Papers by Keyword: Microsensors

Abstract: Novel method of manufacturing micro sensors arrays for biomedical applications using BioForce NanoeNablerTM is reported. The operation of pH and glucose sensing elements is based on the properties of polymers, which exhibit a change in their electrical characteristics (such as resistance or capacitance) on exposure to solutions with different concentrations of pH or glucose. A sensor for glucose was successfully fabricated using the enzyme glucose oxidase immobilized within the polymer poly (o-phenylenediamine). This sensor was then successfully miniaturized utilizing immobilization for a dry process. The concentrations used for the microsensor were between 1 mM and 6 mM. Samples containing different concentrations of glucose were applied to the sensor while the system was being monitored for variances in either current or conductance. The resulting changes in the electrical characteristics of the sensor monitored in real time were found to be proportional to the different concentrations of glucose applied. Microscaled interdigitated electrodes were used for sensors array, with 48 sensors places on one chip. It is envisaged that findings of this work would form the basis for miniaturised point-of-care diagnostic system.

Abstract: This paper presents a nonlinear optimization design of microaccelerometer. The sensitivity rates with respect to the structural sizes, for example, length, width, and depth, are simulated before we start the optimal design. Four types of microaccelerometers are investigated that the maxima sensitivity and bandwidth are taken into the design specification. The results meet the requirement of large bandwidth successfully.

Abstract: This paper presents procedures and standards to test tactile and optical microsensors and micro-computed tomography (CT) systems. The tests are similar to the established tests for classical coordinate measuring machines and assess local and global sensor characteristics. For this purpose, adequate and miniaturized reference standards were manufactured, calibrated and tested. In addition, task-specific reference standards have been realized to determine special sensor characteristics such as the maximum slope angle measurable by optical sensors or specific errors of tactile-optical microprobes measuring deep microholes.

Abstract: This paper proposes an improved active homodyne detection technique to compensate for the drift in homodyne measurement. The technique is implemented on a fiber based Michelson interferometer where a computer controller is designed to drive a piezoelectric cylinder attached to one arm of the interferometer. It is shown that the proposed technique can efficiently stabilize the interferometric output.
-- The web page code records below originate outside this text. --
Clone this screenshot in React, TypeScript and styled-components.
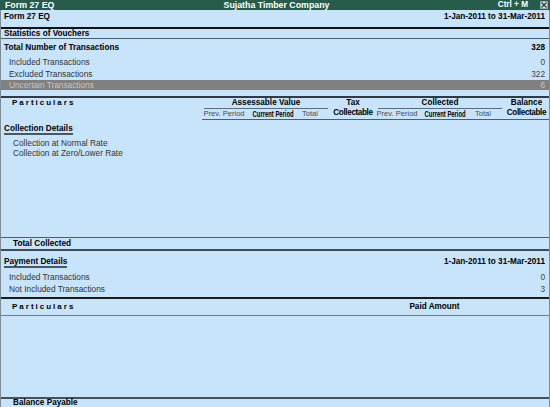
import React from "react";
import styled, { createGlobalStyle } from "styled-components";

const Global = createGlobalStyle`
  html, body { margin: 0; padding: 0; background: #c8e4fb; }
  body { font-family: "Liberation Sans", Arial, sans-serif; }
`;

const Screen = styled.div`
  width: 550px;
  height: 407px;
  display: flex;
  flex-direction: column;
  overflow: hidden;
  background: #c8e4fb;
  color: #000;
`;

const TitleBar = styled.div`
  flex: none;
  height: 10px;
  background: #275c4c;
  color: #fff;
  display: grid;
  grid-template-columns: 1fr auto 1fr;
  align-items: center;
  font-weight: bold;
  font-size: 8.8px;
  line-height: 10px;
  padding: 0 2px 0 5px;
  white-space: nowrap;
`;

const TitleRight = styled.div`
  display: flex;
  justify-content: flex-end;
  align-items: center;
  gap: 12px;
  font-size: 8.2px;
`;

const CloseBox = styled.div`
  width: 8px;
  height: 8px;
  background: #d8dcdc;
  border: 1px solid #9aa;
  box-sizing: border-box;
  display: flex;
  align-items: center;
  justify-content: center;
`;

const Body = styled.div`
  flex: 1;
  display: flex;
  flex-direction: column;
  border-left: 1px solid #7d8b97;
  border-right: 1px solid #7d8b97;
`;

const Rule = styled.div<{ $h?: number; $c?: string }>`
  flex: none;
  height: ${(p) => p.$h ?? 1}px;
  background: ${(p) => p.$c ?? "#5d6d7b"};
`;

const Gap = styled.div<{ $h: number }>`
  flex: none;
  height: ${(p) => p.$h}px;
`;

const Row = styled.div<{
  $h: number;
  $indent?: number;
  $bold?: boolean;
  $align?: string;
  $top?: number;
}>`
  flex: none;
  box-sizing: border-box;
  height: ${(p) => p.$h}px;
  display: flex;
  align-items: ${(p) => p.$align ?? "center"};
  justify-content: space-between;
  padding: ${(p) => p.$top ?? 0}px 4px 0 ${(p) => p.$indent ?? 3}px;
  font-size: ${(p) => (p.$bold ? 8.2 : 8.3)}px;
  line-height: 10px;
  font-weight: ${(p) => (p.$bold ? "bold" : "normal")};
  color: ${(p) => (p.$bold ? "#000" : "#333")};
  white-space: nowrap;
`;

const Highlight = styled(Row)`
  background: #808080;
  color: #c6c6c6;
`;

const Num = styled.span<{ $bold?: boolean }>`
  font-weight: ${(p) => (p.$bold ? "bold" : "normal")};
  color: ${(p) => (p.$bold ? "#000" : "#454545")};
`;

const Underlined = styled.span`
  display: inline-block;
  font-weight: bold;
  font-size: 8.2px;
  line-height: 9px;
  color: #000;
  border-bottom: 2px solid #4a5660;
`;

const ColHead = styled.div`
  flex: none;
  height: 22px;
  display: grid;
  grid-template-columns: 201px 128px 46px 128px 1fr;
`;

const Spaced = styled.div`
  font-weight: bold;
  font-size: 8px;
  letter-spacing: 2px;
  line-height: 10px;
  padding-left: 11px;
  white-space: nowrap;
`;

const Group = styled.div`
  display: flex;
  flex-direction: column;
  border-bottom: 1px solid #4e5e6b;
`;

const GroupTitle = styled.div`
  height: 10px;
  margin: 0 2px;
  border-bottom: 1px solid #5d6d7b;
  text-align: center;
  font-weight: bold;
  font-size: 8.2px;
  line-height: 10px;
`;

const SubGrid = styled.div<{ $cols: string }>`
  height: 10px;
  display: grid;
  grid-template-columns: ${(p) => p.$cols};
  align-items: center;
`;

const Sub = styled.span<{ $bold?: boolean }>`
  display: block;
  text-align: center;
  white-space: nowrap;
  font-size: ${(p) => (p.$bold ? 8.4 : 7.6)}px;
  font-weight: ${(p) => (p.$bold ? "bold" : "normal")};
  color: ${(p) => (p.$bold ? "#000" : "#4a4a4a")};
  line-height: 10px;
  ${(p) => (p.$bold ? "transform: scaleX(0.7);" : "")}
`;

const Stack = styled.div`
  display: flex;
  flex-direction: column;
  align-items: center;
  border-bottom: 1px solid #4e5e6b;
  font-weight: bold;
  font-size: 8.2px;
  line-height: 10px;
  white-space: nowrap;
`;

const Narrow = styled.span`
  letter-spacing: -0.4px;
`;

const Area = styled.div<{ $h: number }>`
  flex: none;
  height: ${(p) => p.$h}px;
  display: flex;
  flex-direction: column;
`;

const PayHead = styled.div`
  flex: none;
  height: 16px;
  display: grid;
  grid-template-columns: 319px 1fr;
  align-items: center;
`;

const PaidTitle = styled.div`
  text-align: center;
  font-weight: bold;
  font-size: 8.2px;
  line-height: 10px;
`;

const CloseIcon = () => (
  <svg width="6" height="6" viewBox="0 0 6 6">
    <path d="M0.5 0.5 L5.5 5.5 M5.5 0.5 L0.5 5.5" stroke="#333" strokeWidth="1.1" />
  </svg>
);

export default function App() {
  return (
    <>
      <Global />
      <Screen>
        <TitleBar>
          <span>Form 27 EQ</span>
          <span>Sujatha Timber Company</span>
          <TitleRight>
            <span>Ctrl + M</span>
            <CloseBox>
              <CloseIcon />
            </CloseBox>
          </TitleRight>
        </TitleBar>
        <Body>
          <Row $h={17} $bold $align="flex-start" $top={2}>
            <span>Form 27 EQ</span>
            <span>1-Jan-2011 to 31-Mar-2011</span>
          </Row>
          <Rule $h={2} $c="#111" />
          <Row $h={9} $bold>
            <span>Statistics of Vouchers</span>
          </Row>
          <Rule $c="#4e5d6a" />
          <Row $h={17} $bold>
            <span>Total Number of Transactions</span>
            <Num $bold>328</Num>
          </Row>
          <Row $h={12} $indent={8}>
            <span>Included Transactions</span>
            <Num>0</Num>
          </Row>
          <Row $h={11} $indent={8}>
            <span>Excluded Transactions</span>
            <Num>322</Num>
          </Row>
          <Gap $h={1} />
          <Highlight $h={10} $indent={8}>
            <span>Uncertain Transactions</span>
            <span>6</span>
          </Highlight>
          <Gap $h={6} />
          <Rule $h={2} $c="#2f3a44" />
          <ColHead>
            <Spaced>Particulars</Spaced>
            <Group>
              <GroupTitle>Assessable Value</GroupTitle>
              <SubGrid $cols="44px 44px 40px">
                <Sub>Prev. Period</Sub>
                <Sub $bold>Current Period</Sub>
                <Sub>Total</Sub>
              </SubGrid>
            </Group>
            <Stack>
              <span>Tax</span>
              <Narrow>Collectable</Narrow>
            </Stack>
            <Group>
              <GroupTitle>Collected</GroupTitle>
              <SubGrid $cols="42px 44px 42px">
                <Sub>Prev. Period</Sub>
                <Sub $bold>Current Period</Sub>
                <Sub>Total</Sub>
              </SubGrid>
            </Group>
            <Stack>
              <span>Balance</span>
              <Narrow>Collectable</Narrow>
            </Stack>
          </ColHead>
          <Area $h={117}>
            <Row $h={18} $align="flex-start" $top={4}>
              <Underlined>Collection Details</Underlined>
            </Row>
            <Row $h={10} $indent={12}>
              <span>Collection at Normal Rate</span>
            </Row>
            <Row $h={10} $indent={12}>
              <span>Collection at Zero/Lower Rate</span>
            </Row>
          </Area>
          <Rule $c="#4e5e6b" />
          <Row $h={11} $bold $indent={12}>
            <span>Total Collected</span>
          </Row>
          <Rule $h={2} $c="#3e4b56" />
          <Row $h={20} $align="flex-start" $top={6} $bold>
            <Underlined>Payment Details</Underlined>
            <span>1-Jan-2011 to 31-Mar-2011</span>
          </Row>
          <Row $h={12} $indent={8}>
            <span>Included Transactions</span>
            <Num>0</Num>
          </Row>
          <Row $h={12} $indent={8}>
            <span>Not Included Transactions</span>
            <Num>3</Num>
          </Row>
          <Gap $h={2} />
          <Rule $h={2} $c="#1c1c1c" />
          <PayHead>
            <Spaced>Particulars</Spaced>
            <PaidTitle>Paid Amount</PaidTitle>
          </PayHead>
          <Rule $c="#6d7d8a" />
          <Area $h={81} />
          <Rule $h={2} $c="#44525e" />
          <Row $h={8} $bold $indent={12}>
            <span>Balance Payable</span>
          </Row>
        </Body>
      </Screen>
    </>
  );
}
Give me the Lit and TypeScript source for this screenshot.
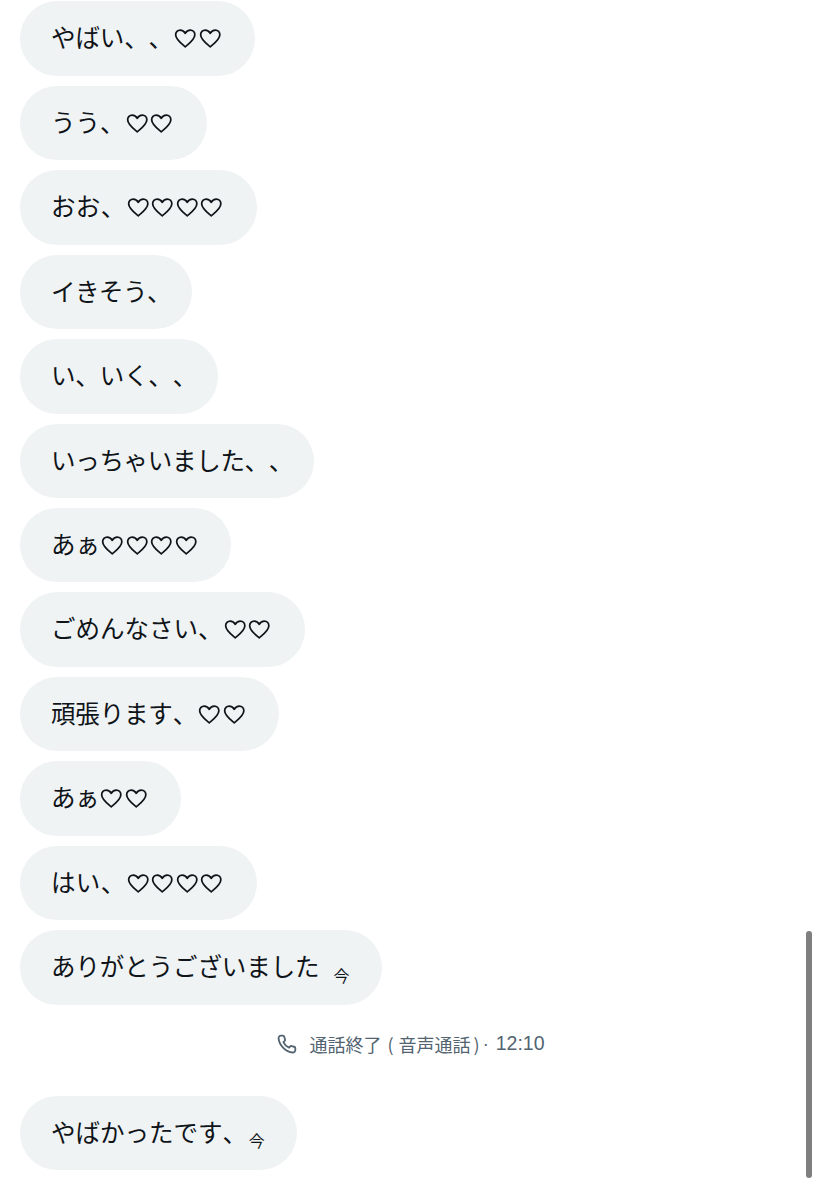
import { LitElement, html, css, nothing } from "lit";
import { customElement } from "lit/decorators.js";
import { classMap } from "lit/directives/class-map.js";

const heart = html`<svg class="heart" viewBox="0 0 24 24" aria-hidden="true"><path d="M12 20.400C8.600 17.600 2.600 13.300 2.600 8.600 2.600 5.900 4.600 4 7 4c2.200 0 4 1.300 5 3.200C13 5.300 14.800 4 17 4c2.400 0 4.400 1.900 4.400 4.600 0 4.700-6 9-9.400 11.800Z"/></svg>`;

interface Msg { text: string; hearts?: number; stamp?: boolean; adj?: number; }

const first: Msg[] = [
  { text: "やばい、、", hearts: 2, adj: -0.5 },
  { text: "うう、", hearts: 2 },
  { text: "おお、", hearts: 4, adj: 1 },
  { text: "イきそう、", adj: -2.5 },
  { text: "い、いく、、", adj: -1 },
  { text: "いっちゃいました、、", adj: -3 },
  { text: "あぁ", hearts: 4 },
  { text: "ごめんなさい、", hearts: 2 },
  { text: "頑張ります、", hearts: 2, adj: -1 },
  { text: "あぁ", hearts: 2, adj: -1 },
  { text: "はい、", hearts: 4, adj: 1 },
  { text: "ありがとうございました", stamp: true, adj: -1 },
];

@customElement("app-root")
export class AppRoot extends LitElement {
  static styles = css`
    :host {
      display: block;
      position: relative;
      width: 819px;
      height: 1200px;
      overflow: hidden;
      background: #fff;
      font-family: "Noto Sans CJK JP", "Noto Sans", sans-serif;
      color: #0f1419;
      text-spacing-trim: space-all;
      font-kerning: none;
    }
    .list {
      display: flex;
      flex-direction: column;
      align-items: flex-start;
      gap: 10px;
      padding: 1.400px 0 0 20px;
    }
    .bubble {
      display: flex;
      align-items: center;
      height: 74.450px;
      box-sizing: border-box;
      padding: 0 33px 0 31px;
      border-radius: 37.250px;
      background: #eff3f4;
      font-size: 24.500px;
      line-height: 1;
      white-space: nowrap;
    }
    .text {
      transform: translateY(-1px);
    }
    .text.trim {
      margin-right: -12.250px;
    }
    .heart {
      width: 24.500px;
      height: 24.500px;
      flex: none;
      fill: none;
      stroke: #0f1419;
      stroke-width: 1.700;
      stroke-linejoin: round;
    }
    .stamp {
      font-size: 16px;
      margin: 15px -1px 0 14px;
      color: #0f1419;
    }
    .call {
      display: flex;
      align-items: center;
      justify-content: center;
      align-self: stretch;
      gap: 13px;
      height: 71px;
      box-sizing: border-box;
      padding: 0 18px 12px 0;
      color: #536471;
      font-size: 18px;
      line-height: 1;
      white-space: nowrap;
    }
    .label {
      display: flex;
      align-items: center;
    }
    .paren-open {
      margin: 0 5px 0 6px;
    }
    .paren-close {
      margin: 0 2px 0 3px;
    }
    .time {
      font-family: "Liberation Sans", sans-serif;
      font-size: 19.500px;
    }
    .dot {
      font-family: "Liberation Sans", sans-serif;
      margin: 0 7px 0 1px;
    }
    .call svg {
      width: 20px;
      height: 20px;
      flex: none;
      fill: none;
      stroke: #536471;
      stroke-width: 2.200;
      stroke-linejoin: round;
    }
    .thumb {
      position: absolute;
      left: 806px;
      top: 931px;
      width: 6px;
      height: 247px;
      border-radius: 3px;
      background: #7f7f7f;
    }
  `;

  private bubble(m: Msg) {
    const trim = !m.hearts && m.text.endsWith("、");
    const spacing = m.adj ? `letter-spacing:${m.adj / m.text.length}px` : "";
    return html`<div class="bubble">
      <span class=${classMap({ text: true, trim })} style=${spacing}>${m.text}</span>
      ${Array.from({ length: m.hearts ?? 0 }, () => heart)}
      ${m.stamp ? html`<span class="stamp">今</span>` : nothing}
    </div>`;
  }

  render() {
    return html`
      <div class="list">
        ${first.map((m) => this.bubble(m))}
        <div class="call">
          <svg viewBox="0 0 24 24" aria-hidden="true"><path d="M22 17.500v1.800a3 3 0 0 1-3.200 2.900C10.500 21.500 2.700 13.700 1.900 5.300A3 3 0 0 1 4.800 2h2a2 2 0 0 1 2 1.500l.8 3a2 2 0 0 1-.6 2L7.700 9.700a13 13 0 0 0 6.700 6.700l1.200-1.300a2 2 0 0 1 2-.6l3 .8a2 2 0 0 1 1.400 2.200Z"/></svg>
          <span class="label">通話終了<span class="paren-open">(</span>音声通話<span class="paren-close">)</span><span class="dot">·</span><span class="time">12:10</span></span>
        </div>
        ${this.bubble({ text: "やばかったです、", stamp: true })}
      </div>
      <div class="thumb"></div>
    `;
  }
}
Abstract: The fuel cell has the potential to become an indispensable source of electric power. However, some problems have not yet been resolved. Measuring the temperature and humidity inside the fuel cells is currently difficult. Accordingly, in this study, micro sensors were fabricated within the fuel cell, in which the temperature and humidity distributions were measured. The substrate of the fuel cell was made of stainless steel (SS-304) and etching was employed to fabricate the channel on the stainless steel substrate. Then micro-electro-mechanical-systems (MEMS) technology was used to fabricate the array micro temperature and humidity sensors on the rib of channel of stainless steel. The advantages of array micro temperature sensors are their small volume, their high accuracy, their short response time, the simplicity of their fabrication, their mass production and their ability to measure the temperature at a precise location more effectively than the traditional thermocouple. The micro humidity sensors were made from gold and titanium as down and up electrodes in the channel. The performance curve of the single cell was operating at 41.54 °C and gas flow rates of H2/O2 at 200/200ml/min. The max power density of the bipolar with micro sensor was 56 mW/cm2.

Abstract: Chemical mechanical polishing (CMP) of platinum thin films was performed for the improvement of surface morphology. Platinum thin films after CMP process with alumina slurry showed the increase of surface morphology without a remarkable difference of the thermal characteristics of as-annealed platinum thin films. The power consumption of platinum thin films micro-heater also became very low by improvement of surface morphology after CMP process. The similar or improved electrical and thermal characteristics of platinum thin films for micro-heater of sensor applications as well as evaluation possibility of sensing property by the improved surface morphology were obtained after CMP process.